Des deux passions qui agitèrent la France après la mort, je veux dire l’ambition remuante des grands et l’exigence des églises, Rohan ne ressentit vivement que la seconde. Il était de nature sujet fidèle et ne se croyait le droit de prendre les armes contre le roi qu’au nom de sa foi. Autant on le voit hésitant et froid quand il ne s’agit que de servir les intérêts des princes, autant il est difficile, hautain et prêt à la révolte quand il s’agit des libertés religieuses.

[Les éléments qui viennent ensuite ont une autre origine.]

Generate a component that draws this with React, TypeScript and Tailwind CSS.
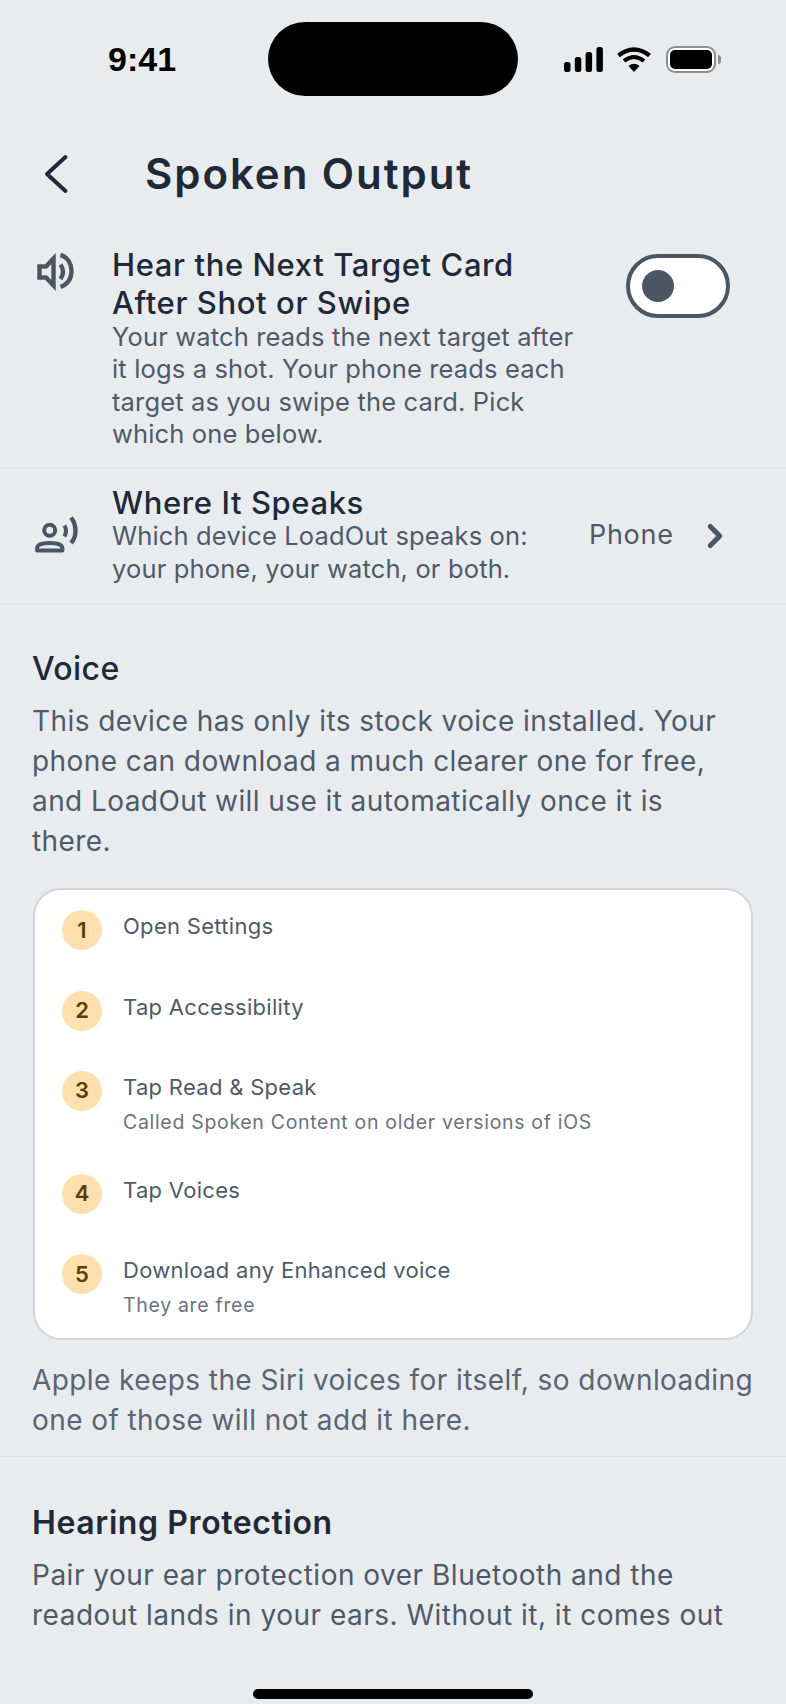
import { ChevronRight } from "lucide-react";

const steps = [
  { n: 1, title: "Open Settings" },
  { n: 2, title: "Tap Accessibility" },
  { n: 3, title: "Tap Read & Speak", note: "Called Spoken Content on older versions of iOS" },
  { n: 4, title: "Tap Voices" },
  { n: 5, title: "Download any Enhanced voice", note: "They are free" },
];

const StatusBar = () => (
  <div className="flex h-[96px] items-center pt-[22px] pl-[108px]">
    <span className="w-[160px] font-['Liberation_Sans'] text-[34px] leading-none font-bold text-black">9:41</span>
    <div className="h-[74px] w-[250px] rounded-full bg-black" />
    <div className="ml-[46px] flex items-center gap-[14px]">
      <svg width="39" height="25" viewBox="0 0 39 25" fill="black">
        <rect x="0" y="15" width="6.500" height="10" rx="2.500" />
        <rect x="10.800" y="10" width="6.500" height="15" rx="2.500" />
        <rect x="21.600" y="5" width="6.500" height="20" rx="2.500" />
        <rect x="32.400" y="0" width="6.500" height="25" rx="2.500" />
      </svg>
      <svg width="34" height="25" viewBox="0 0 34 25" fill="none" stroke="black">
        <path d="M1.500 8.500 Q17 -3.500 32.500 8.500" strokeWidth="4.500" />
        <path d="M7 14 Q17 6 27 14" strokeWidth="4" />
        <path d="M11.500 19 Q17 14.500 22.500 19 L17 25 Z" fill="black" stroke="none" />
      </svg>
      <div className="ml-[1px] flex items-center gap-[2px]">
        <div className="h-[27px] w-[50px] rounded-[9px] border-2 border-[#8e8e8e] bg-white p-[2px]">
          <div className="h-full w-full rounded-[5px] bg-black" />
        </div>
        <div className="h-[9px] w-[3px] rounded-r-full bg-[#8e8e8e]" />
      </div>
    </div>
  </div>
);

const App = () => {
  return (
    <div className="relative h-[1704px] w-[786px] overflow-hidden bg-[#e8ecef] font-['Inter',sans-serif]">
      <StatusBar />

      <div className="flex h-[130px] items-center pl-[44px] pt-[26px]">
        <svg width="25" height="40" viewBox="0 0 25 40" fill="none" stroke="#1f2937" strokeWidth="4" strokeLinecap="round" strokeLinejoin="round" className="mr-[76px]">
          <path d="M21.500 3 L3 20 L21.500 37" />
        </svg>
        <h1 className="text-[42px] leading-none font-semibold tracking-[1.95px] text-[#1f2937]">Spoken Output</h1>
      </div>

      <div className="flex border-b border-[#dfe3e8] pt-[20px] pb-[17px]">
        <div className="w-[112px] shrink-0 pl-[30px]">
          <svg width="55" height="50" viewBox="0 0 55 50" fill="none" stroke="#4b5563">
            <path d="M9.500 20.500 H16 L23.500 12.500 V39.500 L16 31.500 H9.500 Z" strokeWidth="4.400" strokeLinejoin="miter" />
            <path d="M30.500 18.500 Q35.500 25.500 30.500 33" strokeWidth="4.400" />
            <path d="M30.500 9 C38 11 41.500 18 41.500 25 C41.500 32 38 38 30.500 41" strokeWidth="4.400" />
          </svg>
        </div>
        <div className="w-[477px]">
          <p className="w-[430px] text-[31px] leading-[38px] font-medium tracking-[0.6px] text-[#1f2937]">
            Hear the Next Target Card After Shot or Swipe
          </p>
          <p className="-mt-[1px] text-[25.500px] leading-[32.300px] tracking-[0.15px] text-[#4f5a69]">
            Your watch reads the next target after it logs a shot. Your phone reads each target as you swipe the card. Pick which one below.
          </p>
        </div>
        <div className="mt-[8px] ml-[37px] flex h-[64px] w-[104px] shrink-0 items-center rounded-full border-[4px] border-[#4b5563] bg-white pl-[12px]">
          <div className="size-[32px] rounded-full bg-[#4b5563]" />
        </div>
      </div>

      <div className="flex h-[136px] items-center border-b border-[#dfe3e8]">
        <div className="w-[112px] shrink-0 pl-[28px]">
          <svg width="55" height="50" viewBox="0 0 55 50" fill="none" stroke="#4b5563">
            <circle cx="21.700" cy="19.300" r="5.500" strokeWidth="4" />
            <path d="M9 39.500 V37.500 Q9 32 21.700 32 Q34.500 32 34.500 37.500 V39.500 Z" strokeWidth="3.800" strokeLinejoin="round" />
            <path d="M36.500 14.500 Q39.500 20 36.500 25.500" strokeWidth="4" />
            <path d="M43 6.500 C49 14 49 26 43 32" strokeWidth="4.400" />
          </svg>
        </div>
        <div className="w-[477px]">
          <p className="text-[31px] leading-[33px] font-medium tracking-[0.6px] text-[#1f2937]">Where It Speaks</p>
          <p className="text-[25.500px] leading-[33px] tracking-[0.15px] text-[#4f5a69]">
            Which device LoadOut speaks on: your phone, your watch, or both.
          </p>
        </div>
        <span className="absolute left-[589px] text-[27px] tracking-[0.7px] text-[#4f5a69]">Phone</span>
        <ChevronRight size={38} strokeWidth={3.200} className="absolute left-[696px] text-[#4b5563]" />
      </div>

      <div className="border-b border-[#dfe3e8] pl-[32px] pt-[45px] pb-[16px]">
        <h2 className="text-[32px] leading-[40px] font-medium tracking-[0.4px] text-[#1f2937]">Voice</h2>
        <p className="mt-[12px] w-[713px] text-[28px] leading-[40px] tracking-[0.42px] text-[#4f5a69]">
          This device has only its stock voice installed. Your phone can download a much clearer one for free, and LoadOut will use it automatically once it is there.
        </p>

        <div className="mt-[27px] ml-[1px] flex h-[452px] w-[720px] flex-col rounded-[28px] border-2 border-[#d1d5db] bg-white pl-[27px] pt-[20px]">
          {steps.map((s) => (
            <div key={s.n} className="flex shrink-0 gap-[21px]" style={{ height: s.note ? 103 : 80.400 }}>
              <div className="flex size-[40px] shrink-0 items-center justify-center rounded-full bg-[#fde0ad] text-[22px] font-semibold text-[#5c3d0a]">
                {s.n}
              </div>
              <div className="pt-[1px]">
                <p className="text-[22px] leading-[30px] tracking-[0.3px] text-[#4f5a69]">{s.title}</p>
                {s.note && <p className="mt-[6px] text-[19.500px] leading-[28px] tracking-[0.68px] text-[#6b7280]">{s.note}</p>}
              </div>
            </div>
          ))}
        </div>

        <p className="mt-[20px] w-[733px] text-[28px] leading-[40px] tracking-[0.42px] text-[#5a6474]">
          Apple keeps the Siri voices for itself, so downloading one of those will not add it here.
        </p>
      </div>

      <div className="px-[32px] pt-[46px]">
        <h2 className="text-[32px] leading-[40px] font-semibold tracking-[0.6px] text-[#1f2937]">Hearing Protection</h2>
        <p className="mt-[12px] text-[28px] leading-[40px] tracking-[0.5px] text-[#4f5a69]">
          Pair your ear protection over Bluetooth and the readout lands in your ears. Without it, it comes out
        </p>
      </div>

      <div className="absolute bottom-[0px] left-0 flex h-[40px] w-full justify-center bg-[#e8ecef] pt-[25px]">
        <div className="h-[10px] w-[280px] rounded-full bg-black" />
      </div>
    </div>
  );
};

export default App;
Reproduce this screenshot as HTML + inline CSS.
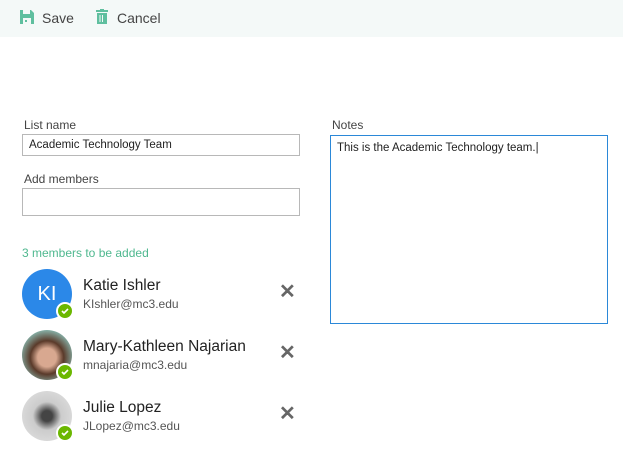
<!DOCTYPE html>
<html><head><meta charset="utf-8"><style>
body{margin:0;width:623px;height:461px;background:#fff;font-family:"Liberation Sans",sans-serif;position:relative;overflow:hidden;color:#333}
.bar{position:absolute;left:0;top:0;width:623px;height:37px;background:#f4f9f8}
.bar span{position:absolute;top:10px;font-size:14px;color:#444}
.lbl{position:absolute;font-size:12px;color:#444}
.inp{position:absolute;border:1px solid #b8b8b8;box-sizing:border-box;font-size:11.5px;color:#222;padding:4px 6px}
.av{position:absolute;left:22px;width:50px;height:50px;border-radius:50%}
.ck{position:absolute;width:14px;height:14px;border-radius:50%;background:#6bb700;border:2px solid #fff;left:56px}
.ck svg{position:absolute;left:3px;top:4px}
.nm{position:absolute;left:83px;font-size:15.5px;color:#222}
.em{position:absolute;left:83px;font-size:12px;color:#555}
.x{position:absolute;left:279px;font-size:20px;font-weight:bold;color:#666}
</style></head><body>
<div class="bar">
<svg style="position:absolute;left:20px;top:10px" width="14" height="14" viewBox="0 0 14 14"><path d="M0 0h11l3 3v11H0z" fill="#5fbf9f"/><rect x="3" y="0" width="7" height="4" fill="#f4f9f8"/><rect x="3" y="8" width="8" height="6" fill="#f4f9f8"/><rect x="5" y="10" width="2" height="2" fill="#5fbf9f"/></svg>
<span style="left:42px">Save</span>
<svg style="position:absolute;left:96px;top:9px" width="12" height="15" viewBox="0 0 12 15"><rect x="0" y="1" width="12" height="2" fill="#5fbf9f"/><rect x="4" y="0" width="4" height="2" fill="#5fbf9f"/><path d="M1 4h10v11H1z" fill="#5fbf9f"/><rect x="3.5" y="6" width="1" height="7" fill="#f4f9f8"/><rect x="6" y="6" width="1" height="7" fill="#f4f9f8"/></svg>
<span style="left:117px">Cancel</span>
</div>
<div class="lbl" style="left:24px;top:118px">List name</div>
<div class="inp" style="left:22px;top:134px;width:278px;height:22px;padding-top:4px">Academic Technology Team</div>
<div class="lbl" style="left:24px;top:172px">Add members</div>
<div class="inp" style="left:22px;top:188px;width:278px;height:28px"></div>
<div class="lbl" style="left:332px;top:118px">Notes</div>
<div class="inp" style="left:330px;top:135px;width:278px;height:189px;border-color:#2b88d8;padding:6px 6px">This is the Academic Technology team.|</div>
<div class="lbl" style="left:22px;top:246px;color:#4fb88f">3 members to be added</div>

<div class="av" style="top:269px;background:#2b88e8;color:#fff;font-size:20px;text-align:center;line-height:50px">KI</div>
<div class="ck" style="top:302px"><svg width="8" height="6" viewBox="0 0 8 6"><path d="M1 3l2 2 4-4" stroke="#fff" stroke-width="1.6" fill="none"/></svg></div>
<div class="nm" style="top:277px">Katie Ishler</div>
<div class="em" style="top:297px">KIshler@mc3.edu</div>
<div class="x" style="top:279px">✕</div>

<div class="av" style="top:330px;background:radial-gradient(circle at 50% 55%,#d8a890 0 25%,#5a3a2a 45%,#8fc8c0 80%)"></div>
<div class="ck" style="top:363px"><svg width="8" height="6" viewBox="0 0 8 6"><path d="M1 3l2 2 4-4" stroke="#fff" stroke-width="1.6" fill="none"/></svg></div>
<div class="nm" style="top:338px">Mary-Kathleen Najarian</div>
<div class="em" style="top:358px">mnajaria@mc3.edu</div>
<div class="x" style="top:340px">✕</div>

<div class="av" style="top:391px;background:radial-gradient(circle at 50% 50%,#444 0 15%,#ccc 40%,#e4e4e4)"></div>
<div class="ck" style="top:424px"><svg width="8" height="6" viewBox="0 0 8 6"><path d="M1 3l2 2 4-4" stroke="#fff" stroke-width="1.6" fill="none"/></svg></div>
<div class="nm" style="top:399px">Julie Lopez</div>
<div class="em" style="top:419px">JLopez@mc3.edu</div>
<div class="x" style="top:401px">✕</div>
</body></html>
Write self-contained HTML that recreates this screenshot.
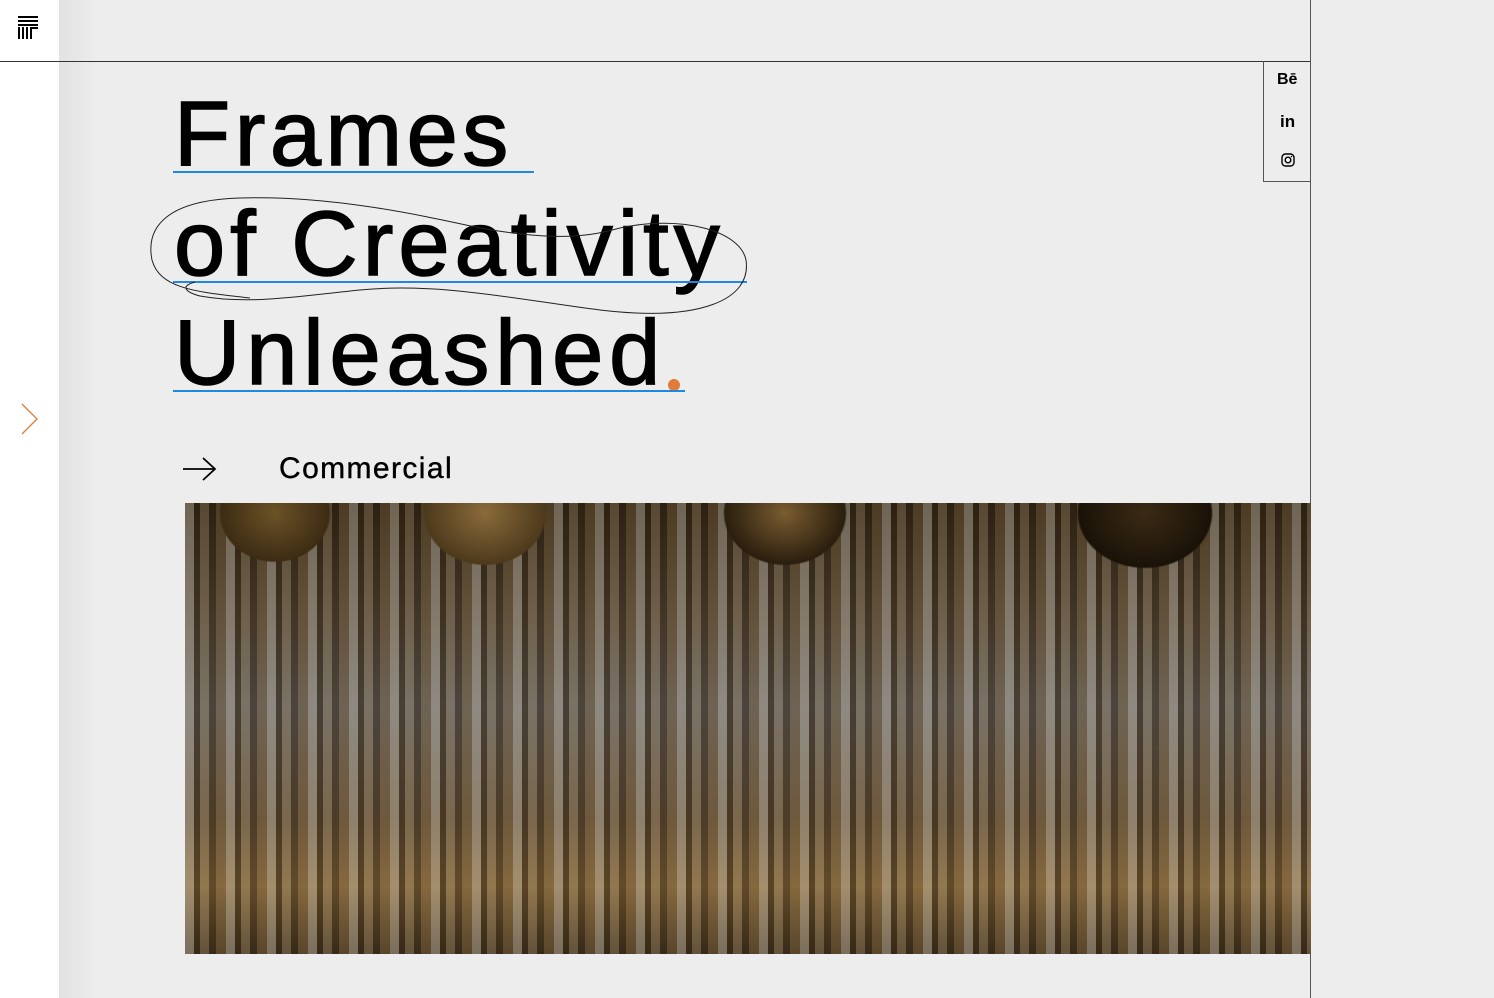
<!DOCTYPE html>
<html><head><meta charset="utf-8"><style>
html,body{margin:0;padding:0;width:1494px;height:998px;overflow:hidden;background:#ededed;font-family:"Liberation Sans",sans-serif;}
.left{position:absolute;left:0;top:0;width:59px;height:998px;background:#fff;}
.shade{position:absolute;left:59px;top:0;width:40px;height:998px;background:linear-gradient(90deg,#e2e2e2,#ededed);}
.hline{position:absolute;left:0;top:61px;width:1311px;height:1px;background:#333;}
.vline{position:absolute;left:1310px;top:0;width:1px;height:998px;background:#555;}
.social{position:absolute;left:1263px;top:61px;width:47px;height:120px;border-left:1px solid #555;border-bottom:1px solid #555;}
.t{position:absolute;left:174px;font-size:92px;color:#000;line-height:1;white-space:nowrap;-webkit-text-stroke:1.5px #000;}
.ul{position:absolute;height:2px;background:#1e88e5;left:173px;}
.img{position:absolute;left:185px;top:503px;width:1126px;height:451px;overflow:hidden;
background:
radial-gradient(ellipse 90px 80px at 90px 10px,#6b5226 0,#3d2c14 60%,transparent 62%),
radial-gradient(ellipse 100px 85px at 300px 10px,#8a6a3a 0,#4d3a1c 60%,transparent 62%),
radial-gradient(ellipse 100px 85px at 600px 10px,#7a5c30 0,#2a1e0e 60%,transparent 62%),
radial-gradient(ellipse 110px 90px at 960px 10px,#3a2a14 0,#1a1208 60%,transparent 62%),
repeating-linear-gradient(90deg,rgba(210,210,205,.35) 0 9px,rgba(30,22,12,.45) 9px 15px,rgba(170,160,140,.25) 15px 24px,rgba(20,15,10,.35) 24px 31px,rgba(120,100,70,.3) 31px 41px),
linear-gradient(180deg,#3a2a14 0%,#5a4a36 25%,#6a6258 45%,#6a5438 70%,#8a6a3a 85%,#4a3820 100%);}
</style></head><body>
<div class="left"></div><div class="shade"></div>
<div class="hline"></div><div class="vline"></div>
<svg style="position:absolute;left:18px;top:16px" width="20" height="24" viewBox="0 0 20 24"><g fill="#000"><rect x="0" y="0" width="20" height="2"/><rect x="0" y="4" width="20" height="2"/><rect x="0" y="8" width="20" height="2"/><rect x="0" y="11" width="2" height="12"/><rect x="4" y="11" width="2" height="12"/><rect x="8" y="11" width="2" height="12"/><rect x="12" y="11" width="8" height="2"/><rect x="12" y="11" width="2" height="12"/></g></svg>
<svg style="position:absolute;left:20px;top:403px" width="20" height="32" viewBox="0 0 20 32"><path d="M2 1 L17 16 L2 31" fill="none" stroke="#e07b39" stroke-width="1.3"/></svg>
<div class="social">
<div style="position:absolute;left:13px;top:10px;font-weight:bold;font-size:16px">Bē</div>
<div style="position:absolute;left:16px;top:51px;font-weight:bold;font-size:17px">in</div>
<svg style="position:absolute;left:17px;top:92px" width="14" height="14" viewBox="0 0 14 14"><rect x="1" y="1" width="12" height="12" rx="3.5" fill="none" stroke="#000" stroke-width="1.4"/><circle cx="7" cy="7" r="2.8" fill="none" stroke="#000" stroke-width="1.4"/><circle cx="10.5" cy="3.5" r=".8"/></svg>
</div>
<div class="t" style="top:88px;letter-spacing:4.5px">Frames</div>
<div class="t" style="top:198px;letter-spacing:5px">of Creativity</div>
<div class="t" style="top:307px;letter-spacing:5.8px">Unleashed</div>
<div style="position:absolute;left:668px;top:379px;width:12px;height:12px;border-radius:50%;background:#e07b39"></div>
<div class="ul" style="top:171px;width:361px"></div>
<div class="ul" style="top:281px;width:574px"></div>
<div class="ul" style="top:390px;width:512px"></div>
<svg style="position:absolute;left:140px;top:190px" width="620" height="135" viewBox="140 190 620 135" fill="none" stroke="#222" stroke-width="1"><path d="M250 298 C200 292 160 290 152 260 C145 225 170 200 240 198 C330 195 420 215 480 228 C560 242 590 236 620 228 C680 215 740 230 746 260 C752 300 700 322 600 310 C520 300 440 282 360 290 C300 296 250 305 200 296 C185 292 180 286 195 282"/></svg>
<svg style="position:absolute;left:182px;top:457px" width="36" height="24" viewBox="0 0 36 24"><path d="M1 12 H33 M21 1 L33 12 L21 23" fill="none" stroke="#000" stroke-width="1.8"/></svg>
<div style="position:absolute;left:279px;top:452px;font-size:30px;letter-spacing:1.4px;-webkit-text-stroke:.4px #000">Commercial</div>
<div class="img"></div>
</body></html>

Les guerres de religion, interrompues par un règne glorieux, ne recommencèrent qu’après les prises d’armes des grands inspirées par des passions et des convoitises assez vulgaires. Les épées une fois tirées des fourreaux n’y purent rentrer aisément. Les mouvemens des grands forment comme la préface naturelle des trois guerres de religion durant lesquelles Rohan eut le périlleux honneur de tenir tête à la royauté. Il semble que les réformés ne se jetèrent pas naturellement dans la guerre civile, qu’ils y furent poussés par le désordre des mœurs politiques, par les excitations incessantes de ceux qui se faisaient de toute chose un instrument d’ambition. Rohan et ses amis glissèrent en quelque sorte dans la guerre civile ; ils ne se mirent en révolte ouverte que lorsque la France était déjà déchirée par les factions et quand tout le monde eut donné l’exemple du mépris de l’autorité royale. Si les grands étaient toujours tentés de se servir des églises, comment les églises n’auraient-elles pas été tentées de se servir des grands ? Les seigneurs trouvaient une arme dans les garanties de l’édit de Nantes et quand ces garanties semblaient en péril, les ministres invoquaient le secours des seigneurs. Ainsi l’intérêt religieux et l’intérêt aristocratique, si différens dans leur essence, se trouvaient pourtant sans cesse rapprochés. Parlons d’abord des grands.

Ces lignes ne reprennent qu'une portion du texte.